[start]

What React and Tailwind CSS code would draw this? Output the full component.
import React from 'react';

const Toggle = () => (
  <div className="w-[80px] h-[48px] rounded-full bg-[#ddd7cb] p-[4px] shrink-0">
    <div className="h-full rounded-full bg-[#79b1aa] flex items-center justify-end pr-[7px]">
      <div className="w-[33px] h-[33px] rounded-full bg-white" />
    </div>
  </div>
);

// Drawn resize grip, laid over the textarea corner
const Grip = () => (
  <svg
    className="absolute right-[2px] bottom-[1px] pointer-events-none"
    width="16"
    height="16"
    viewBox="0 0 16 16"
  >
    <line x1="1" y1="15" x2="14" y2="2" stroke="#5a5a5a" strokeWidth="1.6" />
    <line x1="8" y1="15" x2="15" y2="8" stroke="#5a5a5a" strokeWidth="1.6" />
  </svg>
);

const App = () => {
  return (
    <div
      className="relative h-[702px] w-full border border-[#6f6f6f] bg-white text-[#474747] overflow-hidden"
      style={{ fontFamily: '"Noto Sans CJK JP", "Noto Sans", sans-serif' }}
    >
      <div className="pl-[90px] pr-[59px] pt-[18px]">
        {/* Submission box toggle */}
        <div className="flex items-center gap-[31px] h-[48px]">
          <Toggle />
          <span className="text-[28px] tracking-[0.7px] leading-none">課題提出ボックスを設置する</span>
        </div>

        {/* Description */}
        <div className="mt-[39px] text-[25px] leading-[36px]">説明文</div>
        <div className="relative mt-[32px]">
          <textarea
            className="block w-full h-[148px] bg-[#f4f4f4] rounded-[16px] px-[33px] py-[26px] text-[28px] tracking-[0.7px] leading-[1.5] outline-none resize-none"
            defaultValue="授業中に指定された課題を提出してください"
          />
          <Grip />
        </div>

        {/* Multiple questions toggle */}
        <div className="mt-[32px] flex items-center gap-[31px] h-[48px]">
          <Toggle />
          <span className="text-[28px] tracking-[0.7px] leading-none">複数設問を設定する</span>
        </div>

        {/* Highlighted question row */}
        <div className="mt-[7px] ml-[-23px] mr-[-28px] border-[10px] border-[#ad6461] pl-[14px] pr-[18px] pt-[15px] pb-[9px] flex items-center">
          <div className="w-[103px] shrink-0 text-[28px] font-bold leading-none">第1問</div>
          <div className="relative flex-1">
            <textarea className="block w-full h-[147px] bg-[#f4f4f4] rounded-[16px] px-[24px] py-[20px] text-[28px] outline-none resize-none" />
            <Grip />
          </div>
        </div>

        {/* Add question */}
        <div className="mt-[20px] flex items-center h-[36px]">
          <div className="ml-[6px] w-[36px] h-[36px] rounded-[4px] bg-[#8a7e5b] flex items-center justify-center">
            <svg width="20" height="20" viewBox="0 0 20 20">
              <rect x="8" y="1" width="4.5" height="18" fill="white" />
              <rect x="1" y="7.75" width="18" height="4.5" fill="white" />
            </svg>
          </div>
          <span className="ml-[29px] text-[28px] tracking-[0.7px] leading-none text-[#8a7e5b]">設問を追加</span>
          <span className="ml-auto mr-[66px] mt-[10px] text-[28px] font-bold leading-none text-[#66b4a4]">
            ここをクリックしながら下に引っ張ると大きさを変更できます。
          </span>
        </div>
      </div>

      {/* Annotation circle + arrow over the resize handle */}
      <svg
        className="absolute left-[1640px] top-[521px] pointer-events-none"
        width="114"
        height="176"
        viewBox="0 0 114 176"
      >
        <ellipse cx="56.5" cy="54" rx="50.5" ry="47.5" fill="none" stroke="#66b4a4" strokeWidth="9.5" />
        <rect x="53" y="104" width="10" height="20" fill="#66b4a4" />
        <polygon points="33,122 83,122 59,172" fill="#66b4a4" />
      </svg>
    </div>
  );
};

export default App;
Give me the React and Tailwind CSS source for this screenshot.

[end]
[start]

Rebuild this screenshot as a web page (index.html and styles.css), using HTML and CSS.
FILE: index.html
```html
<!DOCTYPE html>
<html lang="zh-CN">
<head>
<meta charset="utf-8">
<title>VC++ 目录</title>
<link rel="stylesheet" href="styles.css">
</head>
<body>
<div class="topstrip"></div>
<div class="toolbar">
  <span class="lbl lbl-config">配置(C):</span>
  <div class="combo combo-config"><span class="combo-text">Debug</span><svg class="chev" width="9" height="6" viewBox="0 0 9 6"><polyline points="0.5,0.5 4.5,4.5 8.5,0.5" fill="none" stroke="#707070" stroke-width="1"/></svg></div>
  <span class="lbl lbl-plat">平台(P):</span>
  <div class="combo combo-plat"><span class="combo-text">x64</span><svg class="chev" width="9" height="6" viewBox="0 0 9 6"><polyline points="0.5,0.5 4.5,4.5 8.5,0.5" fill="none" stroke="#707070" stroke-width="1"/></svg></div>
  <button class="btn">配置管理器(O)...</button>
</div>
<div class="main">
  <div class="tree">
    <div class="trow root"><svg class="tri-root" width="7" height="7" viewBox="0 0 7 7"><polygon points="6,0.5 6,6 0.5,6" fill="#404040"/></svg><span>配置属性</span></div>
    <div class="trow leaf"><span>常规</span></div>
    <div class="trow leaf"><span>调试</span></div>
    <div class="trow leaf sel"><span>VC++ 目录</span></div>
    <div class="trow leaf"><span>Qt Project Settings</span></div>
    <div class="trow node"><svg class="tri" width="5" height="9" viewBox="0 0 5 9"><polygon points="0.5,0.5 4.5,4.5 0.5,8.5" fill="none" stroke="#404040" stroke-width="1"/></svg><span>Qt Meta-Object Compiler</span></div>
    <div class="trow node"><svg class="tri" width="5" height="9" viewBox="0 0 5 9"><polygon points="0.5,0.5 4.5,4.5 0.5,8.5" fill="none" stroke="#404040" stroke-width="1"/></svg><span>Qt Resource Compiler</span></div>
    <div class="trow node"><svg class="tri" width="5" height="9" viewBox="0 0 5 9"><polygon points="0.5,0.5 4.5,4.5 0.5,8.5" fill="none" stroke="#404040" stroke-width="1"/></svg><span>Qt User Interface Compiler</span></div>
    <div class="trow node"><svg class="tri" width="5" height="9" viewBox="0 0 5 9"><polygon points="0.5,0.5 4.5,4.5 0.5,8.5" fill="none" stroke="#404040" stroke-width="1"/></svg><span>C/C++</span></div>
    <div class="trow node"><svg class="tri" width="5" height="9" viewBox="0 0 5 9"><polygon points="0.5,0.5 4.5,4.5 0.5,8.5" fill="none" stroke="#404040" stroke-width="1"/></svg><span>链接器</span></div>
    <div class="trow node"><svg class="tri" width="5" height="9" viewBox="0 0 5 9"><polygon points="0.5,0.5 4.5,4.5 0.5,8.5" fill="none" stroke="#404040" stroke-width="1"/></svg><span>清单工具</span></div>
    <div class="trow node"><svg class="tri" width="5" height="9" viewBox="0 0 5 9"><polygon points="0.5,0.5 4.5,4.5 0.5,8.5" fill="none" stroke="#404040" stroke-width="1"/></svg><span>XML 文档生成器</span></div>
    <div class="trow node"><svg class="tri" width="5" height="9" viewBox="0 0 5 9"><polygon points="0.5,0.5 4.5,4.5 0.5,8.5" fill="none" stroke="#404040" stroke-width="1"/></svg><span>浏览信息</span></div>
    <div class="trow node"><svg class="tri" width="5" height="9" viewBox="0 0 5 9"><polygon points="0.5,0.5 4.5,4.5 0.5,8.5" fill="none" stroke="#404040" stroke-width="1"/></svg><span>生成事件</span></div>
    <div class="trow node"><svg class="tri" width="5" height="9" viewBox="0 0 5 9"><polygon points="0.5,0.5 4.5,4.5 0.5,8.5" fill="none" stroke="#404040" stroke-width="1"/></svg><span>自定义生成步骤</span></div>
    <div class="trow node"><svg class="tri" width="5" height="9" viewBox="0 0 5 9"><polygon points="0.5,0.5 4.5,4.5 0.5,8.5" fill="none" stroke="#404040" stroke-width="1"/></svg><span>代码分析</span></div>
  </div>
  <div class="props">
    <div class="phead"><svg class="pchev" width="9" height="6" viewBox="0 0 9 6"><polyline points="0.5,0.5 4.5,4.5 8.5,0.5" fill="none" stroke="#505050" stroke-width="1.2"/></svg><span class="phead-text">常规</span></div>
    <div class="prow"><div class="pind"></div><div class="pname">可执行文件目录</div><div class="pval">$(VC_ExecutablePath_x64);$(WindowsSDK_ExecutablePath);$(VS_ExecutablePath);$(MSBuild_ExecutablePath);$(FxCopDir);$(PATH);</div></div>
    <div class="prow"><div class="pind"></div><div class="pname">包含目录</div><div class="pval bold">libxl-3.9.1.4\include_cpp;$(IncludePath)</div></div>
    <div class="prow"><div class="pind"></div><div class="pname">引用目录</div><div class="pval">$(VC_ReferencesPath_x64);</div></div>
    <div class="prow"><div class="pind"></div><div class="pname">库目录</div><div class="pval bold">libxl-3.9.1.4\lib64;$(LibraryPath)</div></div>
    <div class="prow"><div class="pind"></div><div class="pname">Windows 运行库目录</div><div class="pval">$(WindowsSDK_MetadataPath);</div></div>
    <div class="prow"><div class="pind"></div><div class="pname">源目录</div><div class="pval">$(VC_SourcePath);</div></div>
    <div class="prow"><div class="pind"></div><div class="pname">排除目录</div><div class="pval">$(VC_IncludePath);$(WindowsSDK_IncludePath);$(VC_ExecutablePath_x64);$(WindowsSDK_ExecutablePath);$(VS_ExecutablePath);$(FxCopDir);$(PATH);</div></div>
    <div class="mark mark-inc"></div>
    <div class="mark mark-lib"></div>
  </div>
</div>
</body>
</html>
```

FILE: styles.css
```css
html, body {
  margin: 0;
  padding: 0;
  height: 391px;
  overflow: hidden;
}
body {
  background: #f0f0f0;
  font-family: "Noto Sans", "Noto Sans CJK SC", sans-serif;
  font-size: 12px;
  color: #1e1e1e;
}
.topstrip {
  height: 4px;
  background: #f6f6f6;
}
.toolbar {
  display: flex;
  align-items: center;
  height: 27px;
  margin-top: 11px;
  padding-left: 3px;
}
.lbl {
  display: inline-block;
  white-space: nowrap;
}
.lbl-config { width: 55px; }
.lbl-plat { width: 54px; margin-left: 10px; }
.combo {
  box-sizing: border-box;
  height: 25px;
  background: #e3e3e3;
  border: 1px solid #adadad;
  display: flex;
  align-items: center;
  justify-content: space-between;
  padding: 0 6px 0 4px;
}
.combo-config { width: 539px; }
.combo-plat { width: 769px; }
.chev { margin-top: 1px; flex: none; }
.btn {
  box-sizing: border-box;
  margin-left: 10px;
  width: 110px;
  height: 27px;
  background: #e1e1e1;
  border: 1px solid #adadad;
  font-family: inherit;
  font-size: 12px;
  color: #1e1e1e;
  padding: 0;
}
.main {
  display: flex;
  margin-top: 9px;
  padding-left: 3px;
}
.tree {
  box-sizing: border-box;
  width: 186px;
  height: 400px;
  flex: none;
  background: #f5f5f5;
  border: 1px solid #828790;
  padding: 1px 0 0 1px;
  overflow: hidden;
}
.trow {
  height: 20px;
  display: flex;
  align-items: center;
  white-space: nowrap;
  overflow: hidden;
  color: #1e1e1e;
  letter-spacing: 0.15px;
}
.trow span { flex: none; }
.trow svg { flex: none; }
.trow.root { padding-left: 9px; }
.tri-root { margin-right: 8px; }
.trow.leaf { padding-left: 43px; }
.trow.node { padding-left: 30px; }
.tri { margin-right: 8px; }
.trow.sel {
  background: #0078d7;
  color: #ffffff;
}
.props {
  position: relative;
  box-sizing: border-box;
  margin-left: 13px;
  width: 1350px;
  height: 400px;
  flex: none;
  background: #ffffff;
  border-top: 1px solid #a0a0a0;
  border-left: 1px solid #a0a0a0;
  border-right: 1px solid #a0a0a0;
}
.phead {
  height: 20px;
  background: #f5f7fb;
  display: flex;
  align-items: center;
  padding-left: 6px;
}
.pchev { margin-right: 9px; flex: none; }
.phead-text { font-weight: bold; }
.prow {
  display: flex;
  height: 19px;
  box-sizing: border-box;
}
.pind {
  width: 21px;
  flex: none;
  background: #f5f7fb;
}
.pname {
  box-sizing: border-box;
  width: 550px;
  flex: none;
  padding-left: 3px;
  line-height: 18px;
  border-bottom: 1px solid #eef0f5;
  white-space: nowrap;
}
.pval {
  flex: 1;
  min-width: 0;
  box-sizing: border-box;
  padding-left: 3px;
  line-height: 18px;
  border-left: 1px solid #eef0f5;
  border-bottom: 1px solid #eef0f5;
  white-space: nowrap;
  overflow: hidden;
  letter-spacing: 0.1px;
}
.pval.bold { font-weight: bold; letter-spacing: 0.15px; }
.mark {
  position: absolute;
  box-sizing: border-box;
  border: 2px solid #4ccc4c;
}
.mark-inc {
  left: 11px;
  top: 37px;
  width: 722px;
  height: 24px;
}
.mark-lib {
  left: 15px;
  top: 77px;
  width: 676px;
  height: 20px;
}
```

[end]
[start]

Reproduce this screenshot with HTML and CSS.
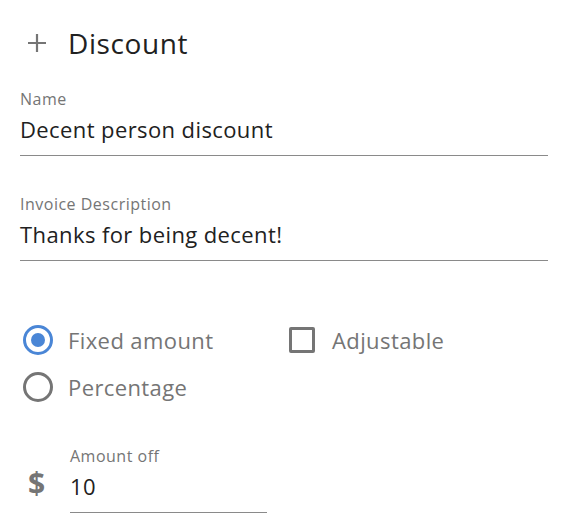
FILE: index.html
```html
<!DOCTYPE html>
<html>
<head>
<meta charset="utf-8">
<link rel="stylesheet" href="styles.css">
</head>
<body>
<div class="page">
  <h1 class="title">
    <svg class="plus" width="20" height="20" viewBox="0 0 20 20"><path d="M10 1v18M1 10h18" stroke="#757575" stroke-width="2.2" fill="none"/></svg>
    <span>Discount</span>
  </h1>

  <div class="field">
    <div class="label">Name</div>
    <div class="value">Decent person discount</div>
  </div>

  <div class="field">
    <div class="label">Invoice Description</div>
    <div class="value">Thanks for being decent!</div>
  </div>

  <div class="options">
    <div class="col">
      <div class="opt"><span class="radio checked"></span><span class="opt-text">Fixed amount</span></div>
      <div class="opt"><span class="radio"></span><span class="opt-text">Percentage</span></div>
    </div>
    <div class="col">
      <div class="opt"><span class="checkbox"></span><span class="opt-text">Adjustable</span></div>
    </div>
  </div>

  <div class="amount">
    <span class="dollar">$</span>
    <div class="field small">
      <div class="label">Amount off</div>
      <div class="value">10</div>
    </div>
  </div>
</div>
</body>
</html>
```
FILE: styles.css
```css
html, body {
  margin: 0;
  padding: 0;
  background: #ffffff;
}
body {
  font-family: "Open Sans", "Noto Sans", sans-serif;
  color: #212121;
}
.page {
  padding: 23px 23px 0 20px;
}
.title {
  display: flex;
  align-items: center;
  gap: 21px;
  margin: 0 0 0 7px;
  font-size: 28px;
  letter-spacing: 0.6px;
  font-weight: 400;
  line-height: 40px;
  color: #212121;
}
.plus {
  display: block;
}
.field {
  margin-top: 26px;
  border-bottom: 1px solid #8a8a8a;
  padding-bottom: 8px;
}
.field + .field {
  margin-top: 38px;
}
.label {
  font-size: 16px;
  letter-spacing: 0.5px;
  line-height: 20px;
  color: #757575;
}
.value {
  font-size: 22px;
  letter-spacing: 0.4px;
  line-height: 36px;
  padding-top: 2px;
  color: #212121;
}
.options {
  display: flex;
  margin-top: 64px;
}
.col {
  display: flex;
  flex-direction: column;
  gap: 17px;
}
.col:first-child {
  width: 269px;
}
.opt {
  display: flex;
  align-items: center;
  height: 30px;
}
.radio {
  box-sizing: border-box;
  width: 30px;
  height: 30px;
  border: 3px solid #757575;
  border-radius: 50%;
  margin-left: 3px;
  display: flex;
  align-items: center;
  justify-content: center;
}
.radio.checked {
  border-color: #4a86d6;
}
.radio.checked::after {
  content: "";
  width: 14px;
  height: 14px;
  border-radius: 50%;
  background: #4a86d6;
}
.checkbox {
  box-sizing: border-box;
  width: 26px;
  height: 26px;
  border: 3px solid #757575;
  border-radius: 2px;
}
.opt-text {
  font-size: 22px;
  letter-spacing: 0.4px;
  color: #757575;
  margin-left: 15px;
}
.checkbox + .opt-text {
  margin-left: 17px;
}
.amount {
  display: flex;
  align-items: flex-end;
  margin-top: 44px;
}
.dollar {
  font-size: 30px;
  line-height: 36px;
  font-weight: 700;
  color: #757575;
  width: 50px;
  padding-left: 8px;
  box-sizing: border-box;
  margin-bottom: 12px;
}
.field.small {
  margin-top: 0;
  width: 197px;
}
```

[end]

• [Request]:
Go through the listing above and return every line where the word "page" occurs.

• [Exercise answer]:
Rebuild this screenshot as a web page (index.html and styles.css), using HTML and CSS.
<div class="page">
.page {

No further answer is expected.